Sensitivity values of the financial ratios

5 Conclusions and recommendations

Although several studies have examined risk in emerging and advanced economies, studies on GCC banks are still limited. Over and above the study of all risk variables remains an unaddressed area of research, specifically in this part of the world. This paper has developed a banking risk index that incorporates the five main categories of banking risk with ten sub-variables measuring the risk components of each risk category. The study utilized data extracted from almost all the GCC banks (45 banks) over a 5-year period to develop the proposed risk index based on the Mahalanobis distance. ANFIS methodology based on a Segeno FIS model was used to build a prediction model to capture the relationship between the RRI and the various risk variables used. Using the ANFIS model, sensitivity analysis was conducted to determine the causal importance of each risk input variable. The main findings start with the development of a risk ranking index that measures the distance between the bank position, represented in terms of the 10 risk measures, from the critical values of these financial ratios stipulated by financial authorities and norms. Our findings indicate that a bank is in a sound financial position at the 99% and 90% confidence level if the value of the RRI is greater than 4.89 and 4.0, respectively.

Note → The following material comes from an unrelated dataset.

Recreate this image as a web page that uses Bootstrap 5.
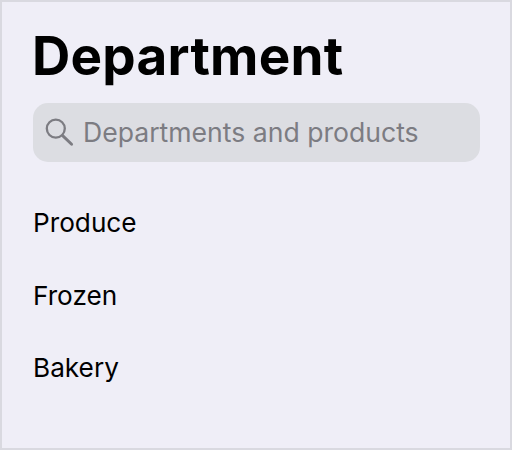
<!doctype html>
<html lang="en"><head><meta charset="utf-8">
<link href="https://cdn.jsdelivr.net/npm/bootstrap@5.3.0/dist/css/bootstrap.min.css" rel="stylesheet">
<style>
html,body{height:100%;margin:0}
body{background:#d4d4d8;font-family:Inter,"Liberation Sans",sans-serif}
.screen{height:450px;background:#efeef7;border:2px solid #d9d9e0;padding:0 31px}
.ttl{font-family:Inter,sans-serif;font-weight:700;font-size:53px;line-height:60px;letter-spacing:.25px;margin:24px 0 0 -1px;color:#000}
.searchbar{height:59px;width:447px;margin-top:17px;background:#dcdde2;border-radius:15px;padding-left:12px;gap:9px;color:#7c7c82;font-size:26.6px}
.dept{list-style:none;padding:0;margin:25px 0 0}
.dept li{font-size:26.2px;height:72.5px;line-height:72.5px;color:#000;margin-top:0}
</style></head><body>
<div class="screen">
<h1 class="ttl">Department</h1>
<div class="searchbar d-flex align-items-center">
<svg width="29" height="29" viewBox="0 0 29 29" fill="none" stroke="#7c7c82" stroke-width="2.3" stroke-linecap="round"><circle cx="10.8" cy="10.6" r="9"/><path d="M17.6 17.6l9 8.6" stroke-width="2.9"/></svg>
<span>Departments and products</span>
</div>
<ul class="dept">
<li>Produce</li><li>Frozen</li><li>Bakery</li>
</ul>
</div>
<script src="https://cdn.jsdelivr.net/npm/bootstrap@5.3.0/dist/js/bootstrap.bundle.min.js"></script>
</body></html>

Sensitivity analysis of the functional model shows that by far Net Interest Margin Ratio (NIMR) is the most significant factor in explaining variations in bank risk position, followed by Credit Adequacy Ratio (CAR); while the Provisional Loans Ratio variable appears to have no role to play as an explanatory variable of changes in a bank’s risk position.

As a recommendation, the study shows that there are opportunities for future research to study the relationship between the different kinds of risks and banking performance. Further studies may be needed to segregate the risk of Islamic banks from conventional ones and develop separate indexes. The same study can be replicated at the country level to investigate the impact of certain local regulations on banking risk.